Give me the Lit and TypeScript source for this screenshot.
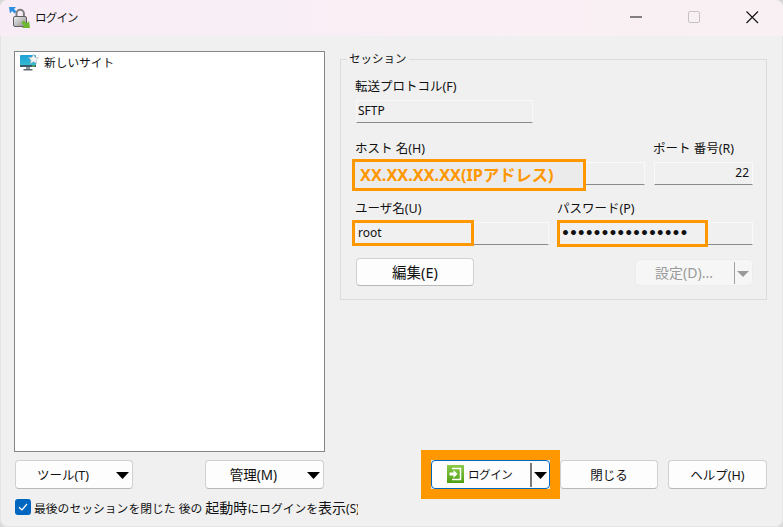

------------------------------------------------------------------------

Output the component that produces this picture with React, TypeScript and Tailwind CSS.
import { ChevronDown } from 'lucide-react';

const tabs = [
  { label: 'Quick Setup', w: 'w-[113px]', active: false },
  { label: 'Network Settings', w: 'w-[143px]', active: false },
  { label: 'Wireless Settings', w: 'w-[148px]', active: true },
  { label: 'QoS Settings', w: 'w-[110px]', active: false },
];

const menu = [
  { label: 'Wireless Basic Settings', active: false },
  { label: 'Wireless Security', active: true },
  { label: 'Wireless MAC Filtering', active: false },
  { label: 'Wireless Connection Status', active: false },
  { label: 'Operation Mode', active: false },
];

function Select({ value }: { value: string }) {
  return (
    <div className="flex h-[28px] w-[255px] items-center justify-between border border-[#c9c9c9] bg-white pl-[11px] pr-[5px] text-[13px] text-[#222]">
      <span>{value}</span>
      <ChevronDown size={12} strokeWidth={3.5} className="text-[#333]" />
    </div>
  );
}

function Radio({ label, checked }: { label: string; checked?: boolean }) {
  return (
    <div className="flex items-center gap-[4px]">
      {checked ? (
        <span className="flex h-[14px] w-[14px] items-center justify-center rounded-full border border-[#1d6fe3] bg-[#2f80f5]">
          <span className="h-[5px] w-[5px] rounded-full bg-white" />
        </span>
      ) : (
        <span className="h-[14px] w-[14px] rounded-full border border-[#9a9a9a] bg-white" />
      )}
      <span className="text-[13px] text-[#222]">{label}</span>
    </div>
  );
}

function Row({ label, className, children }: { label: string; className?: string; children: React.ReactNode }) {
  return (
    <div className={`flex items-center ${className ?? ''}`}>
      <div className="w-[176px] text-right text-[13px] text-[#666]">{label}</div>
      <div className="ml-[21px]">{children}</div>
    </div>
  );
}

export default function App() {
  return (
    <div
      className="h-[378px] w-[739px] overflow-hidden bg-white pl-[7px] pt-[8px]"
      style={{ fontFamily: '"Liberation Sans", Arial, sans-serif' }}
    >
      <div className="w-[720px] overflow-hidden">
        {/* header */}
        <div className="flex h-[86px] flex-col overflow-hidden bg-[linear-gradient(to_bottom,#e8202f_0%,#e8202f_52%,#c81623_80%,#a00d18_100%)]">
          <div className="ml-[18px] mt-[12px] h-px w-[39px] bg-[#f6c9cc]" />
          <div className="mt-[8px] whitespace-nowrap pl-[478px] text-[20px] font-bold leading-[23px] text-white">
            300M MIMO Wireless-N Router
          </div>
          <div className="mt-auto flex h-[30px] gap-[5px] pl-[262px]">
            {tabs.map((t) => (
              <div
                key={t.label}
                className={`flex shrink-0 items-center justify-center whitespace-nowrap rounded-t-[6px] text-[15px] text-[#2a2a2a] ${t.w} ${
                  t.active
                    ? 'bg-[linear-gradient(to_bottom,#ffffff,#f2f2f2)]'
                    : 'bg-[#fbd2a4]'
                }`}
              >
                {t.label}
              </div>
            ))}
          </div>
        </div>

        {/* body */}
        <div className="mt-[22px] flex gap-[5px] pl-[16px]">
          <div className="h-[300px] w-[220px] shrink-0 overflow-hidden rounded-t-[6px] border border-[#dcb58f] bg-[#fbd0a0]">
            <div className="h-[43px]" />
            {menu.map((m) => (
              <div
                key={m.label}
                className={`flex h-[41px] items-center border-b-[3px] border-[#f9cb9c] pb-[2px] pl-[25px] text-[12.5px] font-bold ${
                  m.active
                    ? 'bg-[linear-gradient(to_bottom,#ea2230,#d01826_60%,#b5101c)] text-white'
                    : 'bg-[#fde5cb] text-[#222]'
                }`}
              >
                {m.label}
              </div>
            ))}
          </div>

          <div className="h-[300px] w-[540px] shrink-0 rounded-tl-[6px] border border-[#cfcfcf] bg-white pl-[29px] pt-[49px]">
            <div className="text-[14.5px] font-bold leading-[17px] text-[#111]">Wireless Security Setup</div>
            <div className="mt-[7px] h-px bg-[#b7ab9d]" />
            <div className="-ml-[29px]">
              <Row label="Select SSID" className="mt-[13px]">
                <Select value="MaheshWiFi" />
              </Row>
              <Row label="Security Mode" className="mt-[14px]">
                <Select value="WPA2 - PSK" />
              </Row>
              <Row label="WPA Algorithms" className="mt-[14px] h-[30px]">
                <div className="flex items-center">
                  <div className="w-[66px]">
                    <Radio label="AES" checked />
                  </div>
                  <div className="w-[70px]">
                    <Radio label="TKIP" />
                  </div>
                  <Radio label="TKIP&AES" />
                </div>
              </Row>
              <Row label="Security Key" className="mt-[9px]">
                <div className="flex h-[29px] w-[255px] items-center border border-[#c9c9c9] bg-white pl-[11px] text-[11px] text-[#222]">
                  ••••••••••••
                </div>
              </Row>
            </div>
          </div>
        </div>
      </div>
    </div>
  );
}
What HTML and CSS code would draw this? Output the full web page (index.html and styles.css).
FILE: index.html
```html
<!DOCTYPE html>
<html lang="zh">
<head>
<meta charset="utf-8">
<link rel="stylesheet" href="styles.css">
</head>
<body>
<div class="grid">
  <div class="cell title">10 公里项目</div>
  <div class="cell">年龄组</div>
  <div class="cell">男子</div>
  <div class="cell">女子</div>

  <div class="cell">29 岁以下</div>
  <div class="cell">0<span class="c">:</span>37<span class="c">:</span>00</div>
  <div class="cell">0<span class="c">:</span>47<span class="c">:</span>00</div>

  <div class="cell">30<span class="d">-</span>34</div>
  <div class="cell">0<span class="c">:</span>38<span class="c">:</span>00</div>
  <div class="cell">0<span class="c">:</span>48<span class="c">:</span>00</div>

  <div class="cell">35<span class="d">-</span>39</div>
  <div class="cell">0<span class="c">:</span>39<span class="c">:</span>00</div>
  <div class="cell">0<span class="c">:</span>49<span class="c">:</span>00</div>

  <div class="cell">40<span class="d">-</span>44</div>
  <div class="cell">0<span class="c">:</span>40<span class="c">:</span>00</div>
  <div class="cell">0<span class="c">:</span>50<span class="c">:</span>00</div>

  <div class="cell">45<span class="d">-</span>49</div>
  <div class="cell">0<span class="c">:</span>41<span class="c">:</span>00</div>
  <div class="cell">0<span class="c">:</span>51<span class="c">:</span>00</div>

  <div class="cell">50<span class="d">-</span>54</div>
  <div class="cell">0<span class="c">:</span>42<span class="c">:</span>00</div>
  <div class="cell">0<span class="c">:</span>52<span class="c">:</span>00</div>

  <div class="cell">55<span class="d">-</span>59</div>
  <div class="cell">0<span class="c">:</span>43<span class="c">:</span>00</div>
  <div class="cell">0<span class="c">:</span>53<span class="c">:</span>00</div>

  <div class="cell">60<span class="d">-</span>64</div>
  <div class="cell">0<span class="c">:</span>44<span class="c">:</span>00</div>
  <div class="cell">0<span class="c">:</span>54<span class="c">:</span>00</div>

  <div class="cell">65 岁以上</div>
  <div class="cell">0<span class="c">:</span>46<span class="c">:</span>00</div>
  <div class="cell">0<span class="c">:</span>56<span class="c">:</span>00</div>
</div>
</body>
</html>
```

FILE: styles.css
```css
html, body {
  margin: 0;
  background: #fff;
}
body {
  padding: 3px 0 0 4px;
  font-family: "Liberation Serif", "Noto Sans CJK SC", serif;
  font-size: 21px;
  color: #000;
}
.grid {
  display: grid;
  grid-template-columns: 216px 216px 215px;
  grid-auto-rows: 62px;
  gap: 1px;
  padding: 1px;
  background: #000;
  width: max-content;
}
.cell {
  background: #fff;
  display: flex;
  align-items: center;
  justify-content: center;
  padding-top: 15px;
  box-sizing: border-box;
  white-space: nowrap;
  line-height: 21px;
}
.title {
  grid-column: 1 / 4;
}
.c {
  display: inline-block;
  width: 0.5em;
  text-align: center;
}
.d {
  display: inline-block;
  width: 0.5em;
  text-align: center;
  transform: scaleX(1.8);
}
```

------------------------------------------------------------------------

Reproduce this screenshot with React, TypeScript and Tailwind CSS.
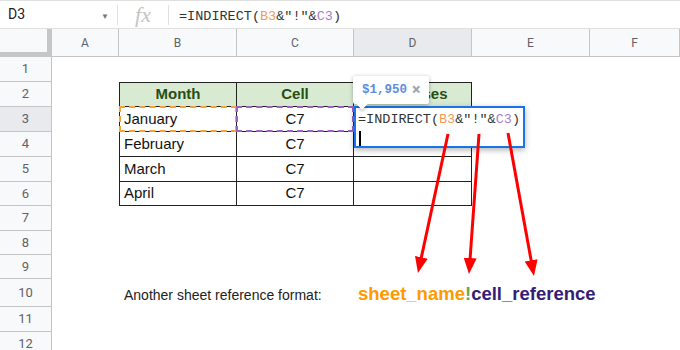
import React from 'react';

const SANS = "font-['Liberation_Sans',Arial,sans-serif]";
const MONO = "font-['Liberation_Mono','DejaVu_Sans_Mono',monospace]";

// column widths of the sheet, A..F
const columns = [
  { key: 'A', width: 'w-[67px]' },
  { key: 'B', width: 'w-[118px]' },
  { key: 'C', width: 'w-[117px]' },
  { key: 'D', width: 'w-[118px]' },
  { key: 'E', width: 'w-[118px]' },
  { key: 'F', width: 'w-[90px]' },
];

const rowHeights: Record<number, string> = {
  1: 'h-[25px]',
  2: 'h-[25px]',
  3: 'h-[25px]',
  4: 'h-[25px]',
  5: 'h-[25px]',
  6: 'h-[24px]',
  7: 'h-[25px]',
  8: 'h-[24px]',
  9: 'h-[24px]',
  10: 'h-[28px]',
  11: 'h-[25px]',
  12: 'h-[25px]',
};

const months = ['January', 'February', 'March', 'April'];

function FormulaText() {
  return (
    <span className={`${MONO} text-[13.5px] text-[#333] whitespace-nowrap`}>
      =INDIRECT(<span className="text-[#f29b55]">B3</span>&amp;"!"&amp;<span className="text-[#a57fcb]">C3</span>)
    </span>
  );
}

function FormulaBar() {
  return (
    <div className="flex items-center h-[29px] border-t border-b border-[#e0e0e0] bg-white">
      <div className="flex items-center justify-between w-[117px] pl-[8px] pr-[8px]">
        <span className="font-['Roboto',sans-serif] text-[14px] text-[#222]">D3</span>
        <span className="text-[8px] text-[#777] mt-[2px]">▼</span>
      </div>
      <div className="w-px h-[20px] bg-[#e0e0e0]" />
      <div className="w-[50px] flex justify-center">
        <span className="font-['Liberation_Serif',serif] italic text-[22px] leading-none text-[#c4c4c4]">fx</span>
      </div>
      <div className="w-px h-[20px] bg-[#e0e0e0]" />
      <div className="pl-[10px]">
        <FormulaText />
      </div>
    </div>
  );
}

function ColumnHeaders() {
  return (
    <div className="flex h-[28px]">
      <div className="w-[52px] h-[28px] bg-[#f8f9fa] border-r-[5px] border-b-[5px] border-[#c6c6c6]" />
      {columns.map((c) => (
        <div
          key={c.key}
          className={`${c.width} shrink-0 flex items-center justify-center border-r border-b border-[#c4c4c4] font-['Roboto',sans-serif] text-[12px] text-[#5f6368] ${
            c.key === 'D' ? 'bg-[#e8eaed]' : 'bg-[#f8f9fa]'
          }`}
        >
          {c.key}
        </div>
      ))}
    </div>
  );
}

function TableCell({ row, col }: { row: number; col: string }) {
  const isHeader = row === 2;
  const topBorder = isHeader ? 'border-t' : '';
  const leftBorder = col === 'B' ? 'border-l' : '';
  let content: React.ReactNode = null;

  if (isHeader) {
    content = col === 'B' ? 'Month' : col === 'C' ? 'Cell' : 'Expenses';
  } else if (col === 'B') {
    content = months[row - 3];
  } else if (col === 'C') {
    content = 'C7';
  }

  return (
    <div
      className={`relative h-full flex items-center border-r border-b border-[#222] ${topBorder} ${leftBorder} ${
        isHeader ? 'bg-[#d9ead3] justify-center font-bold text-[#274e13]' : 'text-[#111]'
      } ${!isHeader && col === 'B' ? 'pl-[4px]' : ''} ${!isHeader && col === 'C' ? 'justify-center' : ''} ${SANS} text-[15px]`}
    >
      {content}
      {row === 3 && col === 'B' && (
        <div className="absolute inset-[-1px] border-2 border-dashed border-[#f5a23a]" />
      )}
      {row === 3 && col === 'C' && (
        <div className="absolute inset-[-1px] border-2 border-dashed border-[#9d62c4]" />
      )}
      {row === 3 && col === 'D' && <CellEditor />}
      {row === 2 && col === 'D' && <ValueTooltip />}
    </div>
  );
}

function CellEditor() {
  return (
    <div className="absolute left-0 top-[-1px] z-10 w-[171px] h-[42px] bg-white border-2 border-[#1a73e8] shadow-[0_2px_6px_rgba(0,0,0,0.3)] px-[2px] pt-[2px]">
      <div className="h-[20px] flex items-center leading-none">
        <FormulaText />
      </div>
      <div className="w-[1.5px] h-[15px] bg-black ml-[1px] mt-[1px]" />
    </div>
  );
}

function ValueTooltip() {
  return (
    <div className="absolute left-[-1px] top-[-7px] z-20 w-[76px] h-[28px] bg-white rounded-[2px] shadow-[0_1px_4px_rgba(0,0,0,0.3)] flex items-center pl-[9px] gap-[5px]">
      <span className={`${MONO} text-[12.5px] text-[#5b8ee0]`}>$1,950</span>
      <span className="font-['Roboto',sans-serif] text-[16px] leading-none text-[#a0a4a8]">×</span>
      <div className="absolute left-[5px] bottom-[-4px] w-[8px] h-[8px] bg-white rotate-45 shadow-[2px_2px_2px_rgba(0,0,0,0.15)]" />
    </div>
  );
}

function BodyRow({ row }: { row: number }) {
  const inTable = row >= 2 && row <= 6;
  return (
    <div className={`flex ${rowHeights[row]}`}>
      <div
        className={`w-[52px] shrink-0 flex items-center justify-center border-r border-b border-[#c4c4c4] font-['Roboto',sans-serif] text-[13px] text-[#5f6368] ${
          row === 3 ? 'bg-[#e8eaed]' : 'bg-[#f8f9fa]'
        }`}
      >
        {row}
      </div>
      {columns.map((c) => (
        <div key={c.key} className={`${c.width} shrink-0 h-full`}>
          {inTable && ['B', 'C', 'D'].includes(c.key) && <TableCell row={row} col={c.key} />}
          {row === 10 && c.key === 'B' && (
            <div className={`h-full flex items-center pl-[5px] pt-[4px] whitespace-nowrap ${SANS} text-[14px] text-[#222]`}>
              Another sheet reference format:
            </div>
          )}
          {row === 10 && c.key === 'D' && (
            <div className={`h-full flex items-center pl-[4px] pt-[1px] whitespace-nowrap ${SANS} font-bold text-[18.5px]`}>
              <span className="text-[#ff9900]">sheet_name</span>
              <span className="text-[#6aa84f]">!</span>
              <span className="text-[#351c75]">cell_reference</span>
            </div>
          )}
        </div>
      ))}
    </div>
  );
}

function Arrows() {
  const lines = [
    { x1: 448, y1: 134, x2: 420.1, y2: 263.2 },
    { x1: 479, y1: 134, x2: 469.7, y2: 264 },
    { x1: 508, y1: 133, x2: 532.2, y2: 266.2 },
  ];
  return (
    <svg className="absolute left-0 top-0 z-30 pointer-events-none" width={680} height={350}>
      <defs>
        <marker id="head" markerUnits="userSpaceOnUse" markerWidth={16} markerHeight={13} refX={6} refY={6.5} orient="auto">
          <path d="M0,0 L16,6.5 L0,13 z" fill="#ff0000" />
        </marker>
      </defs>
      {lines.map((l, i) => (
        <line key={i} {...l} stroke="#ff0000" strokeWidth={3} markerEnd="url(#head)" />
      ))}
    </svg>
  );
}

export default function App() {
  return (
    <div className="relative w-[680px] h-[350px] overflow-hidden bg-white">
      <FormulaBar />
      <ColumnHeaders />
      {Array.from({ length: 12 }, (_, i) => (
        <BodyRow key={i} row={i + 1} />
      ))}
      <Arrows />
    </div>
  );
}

------------------------------------------------------------------------

Reproduce the entries exactly, from the line with "Reproduce this screenshot" to the line with "const months = ['January', 'February', 'March', 'April'];", both lines included, keeping no pictures.

Response to the exercise:
Reproduce this screenshot with React, TypeScript and Tailwind CSS.
import React from 'react';

const SANS = "font-['Liberation_Sans',Arial,sans-serif]";
const MONO = "font-['Liberation_Mono','DejaVu_Sans_Mono',monospace]";

// column widths of the sheet, A..F
const columns = [
  { key: 'A', width: 'w-[67px]' },
  { key: 'B', width: 'w-[118px]' },
  { key: 'C', width: 'w-[117px]' },
  { key: 'D', width: 'w-[118px]' },
  { key: 'E', width: 'w-[118px]' },
  { key: 'F', width: 'w-[90px]' },
];

const rowHeights: Record<number, string> = {
  1: 'h-[25px]',
  2: 'h-[25px]',
  3: 'h-[25px]',
  4: 'h-[25px]',
  5: 'h-[25px]',
  6: 'h-[24px]',
  7: 'h-[25px]',
  8: 'h-[24px]',
  9: 'h-[24px]',
  10: 'h-[28px]',
  11: 'h-[25px]',
  12: 'h-[25px]',
};

const months = ['January', 'February', 'March', 'April'];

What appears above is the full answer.